Problem: 'wine appname' hangs when it creates one of its threads. The hang is inside pthread_create and control is never returned to the caller
Environment uname -a returns kernel 2.4.21-0.13mdk, and its basically Mandrake Linux 9.1 with no updates. Wine is cvs as of today, configured with --with-nptl
More info: Looking through an strace, I can see a difference between a working and failing case, and it would appear there is a timing issue inside the pthread routines. However, I would normally expect it far more likely that it is a wine bug than a kernel / threading bug, so I dont really know how to proceed.

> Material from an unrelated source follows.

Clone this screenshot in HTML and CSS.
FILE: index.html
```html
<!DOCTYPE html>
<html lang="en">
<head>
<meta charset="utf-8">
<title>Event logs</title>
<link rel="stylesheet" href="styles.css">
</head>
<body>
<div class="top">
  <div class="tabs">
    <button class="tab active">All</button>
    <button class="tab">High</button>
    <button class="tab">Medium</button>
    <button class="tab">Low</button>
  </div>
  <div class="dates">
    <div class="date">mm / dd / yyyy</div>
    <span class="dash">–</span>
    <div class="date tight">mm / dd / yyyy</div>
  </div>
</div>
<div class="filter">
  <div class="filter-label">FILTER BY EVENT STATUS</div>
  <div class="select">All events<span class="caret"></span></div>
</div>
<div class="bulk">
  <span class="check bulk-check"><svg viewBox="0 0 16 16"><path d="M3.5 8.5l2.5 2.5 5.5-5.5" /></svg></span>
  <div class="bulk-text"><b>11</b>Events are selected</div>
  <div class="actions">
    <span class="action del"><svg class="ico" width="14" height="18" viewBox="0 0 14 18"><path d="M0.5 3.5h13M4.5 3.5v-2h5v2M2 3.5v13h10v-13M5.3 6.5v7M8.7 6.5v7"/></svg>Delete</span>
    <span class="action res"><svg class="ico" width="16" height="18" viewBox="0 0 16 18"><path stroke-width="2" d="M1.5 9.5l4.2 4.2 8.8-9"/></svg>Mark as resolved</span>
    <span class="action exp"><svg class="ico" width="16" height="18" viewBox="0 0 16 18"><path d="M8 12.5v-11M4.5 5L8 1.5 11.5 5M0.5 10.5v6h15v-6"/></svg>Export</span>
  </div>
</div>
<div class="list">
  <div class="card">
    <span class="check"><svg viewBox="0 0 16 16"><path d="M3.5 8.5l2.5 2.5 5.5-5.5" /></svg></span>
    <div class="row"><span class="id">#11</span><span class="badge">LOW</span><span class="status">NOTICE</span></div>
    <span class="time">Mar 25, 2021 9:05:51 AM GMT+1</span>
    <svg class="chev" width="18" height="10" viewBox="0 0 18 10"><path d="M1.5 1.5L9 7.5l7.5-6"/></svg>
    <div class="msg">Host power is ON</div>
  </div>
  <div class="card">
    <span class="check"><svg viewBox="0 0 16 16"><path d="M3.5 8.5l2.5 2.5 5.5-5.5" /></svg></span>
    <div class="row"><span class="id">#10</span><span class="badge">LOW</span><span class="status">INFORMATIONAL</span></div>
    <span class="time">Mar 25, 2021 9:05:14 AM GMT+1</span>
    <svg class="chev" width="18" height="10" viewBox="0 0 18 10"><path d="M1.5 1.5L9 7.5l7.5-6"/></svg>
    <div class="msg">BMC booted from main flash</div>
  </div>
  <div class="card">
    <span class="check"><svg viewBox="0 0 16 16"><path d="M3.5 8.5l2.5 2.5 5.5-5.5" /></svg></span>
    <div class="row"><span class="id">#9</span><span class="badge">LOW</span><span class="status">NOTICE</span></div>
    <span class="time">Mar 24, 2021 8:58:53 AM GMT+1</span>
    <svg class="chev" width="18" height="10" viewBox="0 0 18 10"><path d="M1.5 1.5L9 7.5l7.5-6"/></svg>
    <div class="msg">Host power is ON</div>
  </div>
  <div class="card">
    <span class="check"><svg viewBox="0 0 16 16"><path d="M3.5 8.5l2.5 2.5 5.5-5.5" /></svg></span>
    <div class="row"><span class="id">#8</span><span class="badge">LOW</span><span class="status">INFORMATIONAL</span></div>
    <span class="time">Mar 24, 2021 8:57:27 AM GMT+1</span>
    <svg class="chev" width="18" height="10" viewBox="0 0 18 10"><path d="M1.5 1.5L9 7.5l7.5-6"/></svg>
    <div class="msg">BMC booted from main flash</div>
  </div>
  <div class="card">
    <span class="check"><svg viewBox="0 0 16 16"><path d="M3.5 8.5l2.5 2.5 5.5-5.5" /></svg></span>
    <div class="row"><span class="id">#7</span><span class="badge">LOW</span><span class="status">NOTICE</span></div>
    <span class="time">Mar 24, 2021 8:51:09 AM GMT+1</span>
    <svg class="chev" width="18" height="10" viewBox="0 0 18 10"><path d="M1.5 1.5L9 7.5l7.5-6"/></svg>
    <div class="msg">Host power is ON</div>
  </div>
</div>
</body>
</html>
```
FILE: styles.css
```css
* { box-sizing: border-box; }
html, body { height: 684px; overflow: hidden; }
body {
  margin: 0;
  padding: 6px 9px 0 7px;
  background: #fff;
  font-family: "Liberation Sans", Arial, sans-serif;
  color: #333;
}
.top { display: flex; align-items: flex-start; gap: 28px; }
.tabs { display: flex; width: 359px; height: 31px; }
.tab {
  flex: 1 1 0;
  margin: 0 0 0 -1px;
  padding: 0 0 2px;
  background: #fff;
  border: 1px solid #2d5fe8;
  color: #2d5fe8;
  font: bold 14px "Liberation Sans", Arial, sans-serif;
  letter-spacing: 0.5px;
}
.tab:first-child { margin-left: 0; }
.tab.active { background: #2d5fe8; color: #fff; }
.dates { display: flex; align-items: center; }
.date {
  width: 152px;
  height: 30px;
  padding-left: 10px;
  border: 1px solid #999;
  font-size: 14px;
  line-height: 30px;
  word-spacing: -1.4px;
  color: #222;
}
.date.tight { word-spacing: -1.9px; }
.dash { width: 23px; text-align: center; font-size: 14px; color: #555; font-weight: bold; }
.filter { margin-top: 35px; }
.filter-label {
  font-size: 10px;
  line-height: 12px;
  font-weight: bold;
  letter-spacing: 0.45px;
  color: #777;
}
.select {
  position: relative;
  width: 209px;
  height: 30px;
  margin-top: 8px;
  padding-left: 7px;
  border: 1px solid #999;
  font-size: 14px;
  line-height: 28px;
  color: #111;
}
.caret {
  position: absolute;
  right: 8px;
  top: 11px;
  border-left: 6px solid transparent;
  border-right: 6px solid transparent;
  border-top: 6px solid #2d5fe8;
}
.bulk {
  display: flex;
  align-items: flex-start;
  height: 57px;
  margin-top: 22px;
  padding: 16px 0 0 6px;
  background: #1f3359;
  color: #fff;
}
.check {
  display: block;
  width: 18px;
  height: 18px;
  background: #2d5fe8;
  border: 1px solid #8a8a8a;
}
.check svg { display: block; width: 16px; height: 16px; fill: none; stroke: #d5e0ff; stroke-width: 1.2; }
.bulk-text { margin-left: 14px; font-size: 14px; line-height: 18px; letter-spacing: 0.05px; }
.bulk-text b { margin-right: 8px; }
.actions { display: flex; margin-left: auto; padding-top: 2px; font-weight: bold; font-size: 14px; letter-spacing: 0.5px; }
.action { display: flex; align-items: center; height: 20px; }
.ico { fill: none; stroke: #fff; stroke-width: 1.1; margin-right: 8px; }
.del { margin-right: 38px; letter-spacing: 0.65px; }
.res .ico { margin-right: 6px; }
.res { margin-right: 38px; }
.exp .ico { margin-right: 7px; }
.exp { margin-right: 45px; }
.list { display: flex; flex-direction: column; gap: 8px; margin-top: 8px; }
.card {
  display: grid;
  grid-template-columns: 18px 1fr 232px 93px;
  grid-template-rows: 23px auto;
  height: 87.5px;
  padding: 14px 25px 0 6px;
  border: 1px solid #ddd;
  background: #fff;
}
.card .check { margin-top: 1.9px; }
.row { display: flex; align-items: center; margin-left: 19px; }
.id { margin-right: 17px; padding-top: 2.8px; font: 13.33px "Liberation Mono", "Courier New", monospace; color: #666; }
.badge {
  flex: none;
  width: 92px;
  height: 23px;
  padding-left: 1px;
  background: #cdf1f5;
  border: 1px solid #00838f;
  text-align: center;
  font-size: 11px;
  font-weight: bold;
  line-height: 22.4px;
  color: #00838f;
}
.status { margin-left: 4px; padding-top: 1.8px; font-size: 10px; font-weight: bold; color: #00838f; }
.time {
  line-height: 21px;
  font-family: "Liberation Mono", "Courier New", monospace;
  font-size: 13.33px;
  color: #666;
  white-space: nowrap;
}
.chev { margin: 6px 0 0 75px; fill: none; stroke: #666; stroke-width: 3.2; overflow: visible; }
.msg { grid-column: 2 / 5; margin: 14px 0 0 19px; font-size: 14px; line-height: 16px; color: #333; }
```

I can recreate this about 95% of the time with one app and one app only, so I really suspect it to be a wine problem, but I just cant see why.
Here's a working case =============== (Note SY3 and SY4 are fixmes I added each side of the pthread_create)
394 issues a create thread. [pid 394] write(2, "fixme:thread:SYSDEPS_SpawnThread"..., 38fixme:thread:SYSDEPS_SpawnThread SY 3) = 38 [pid 394] rt_sigprocmask(SIG_SETMASK, NULL, [RTMIN], 8) = 0 [pid 394] write(12, "\240@4@\0\0\0\0\230,s@\240\177\v@\0000\20J\0\0\0\200\0"..., 148 <unfinished ...> : 398 is the pthread thread manager thread [pid 398] getppid() = 394 [pid 398] read(10, "\240@4@\0\0\0\0\230,s@\240\177\v@\0000\20J\0\0\0\200\0"..., 148) = 148 [pid 398] clone(child_stack=0x4a102bd0, flags=CLONE_VM|CLONE_FS|CLONE_FILES|CLONE_SIGHAND|0x21) = 400 : It wakes up 394 to indicate it can continue [pid 398] kill(394, SIGRTMIN) = 0 : [pid 394] <... write resumed> ) = 148 [pid 394] rt_sigprocmask(SIG_SETMASK, NULL, [RTMIN], 8) = 0 [pid 394] rt_sigsuspend([] <unfinished ...> *** sigsuspend gets back a SIGRTMIN to wake it up. [pid 394] --- SIGRTMIN (Unknown signal 32) @ 0 (0) --- [pid 394] <... rt_sigsuspend resumed> ) = -1 EINTR (Interrupted system call) [pid 394] sigreturn() = ? (mask now [RTMIN]) [pid 394] write(2, "fixme:thread:SYSDEPS_SpawnThread"..., 38fixme:thread:SYSDEPS_SpawnThread SY 4
Failing case ======== 394 issues a create thread. [pid 394] write(2, "fixme:thread:SYSDEPS_SpawnThread"..., 38fixme:thread:SYSDEPS_SpawnThread SY 3) = 38 [pid 394] rt_sigprocmask(SIG_SETMASK, NULL, [], 8) = 0 [pid 394] write(12, "\240@4@\0\0\0\0$&s@\240\177\v@\0000xJ\0\0\0\0\0\0\0\0`"..., 148 <unfinished ...> : 398 is the pthread thread manager thread [pid 398] <... poll resumed> [{fd=10, events=POLLIN, revents=POLLIN}], 1, 2000) = 1 [pid 398] getppid() = 394 [pid 398] read(10, "\240@4@\0\0\0\0$&s@\240\177\v@\0000xJ\0\0\0\0\0\0\0\0`"..., 148) = 148 [pid 398] clone(child_stack=0x4a782bd0, flags=CLONE_VM|CLONE_FS|CLONE_FILES|CLONE_SIGHAND|0x21) = 401 : It wakes up 394 to indicate it can continue [pid 398] kill(394, SIGRTMIN) = 0 : (Now for the difference...) [pid 394] <... write resumed> ) = 148 : vvv What is this, and why is it getting the signal [pid 394] --- SIGRTMIN (Unknown signal 32) @ 0 (0) --- [pid 394] sigreturn() = ? (mask now []) : vvv Since the signal is absorbed already, suspend just hangs forever. [pid 394] rt_sigprocmask(SIG_SETMASK, NULL, [], 8) = 0 [pid 394] rt_sigsuspend([] <unfinished ...>
Any help? Its really annoying Jason
I assume you tried both with NPTL support compiled in and without, right?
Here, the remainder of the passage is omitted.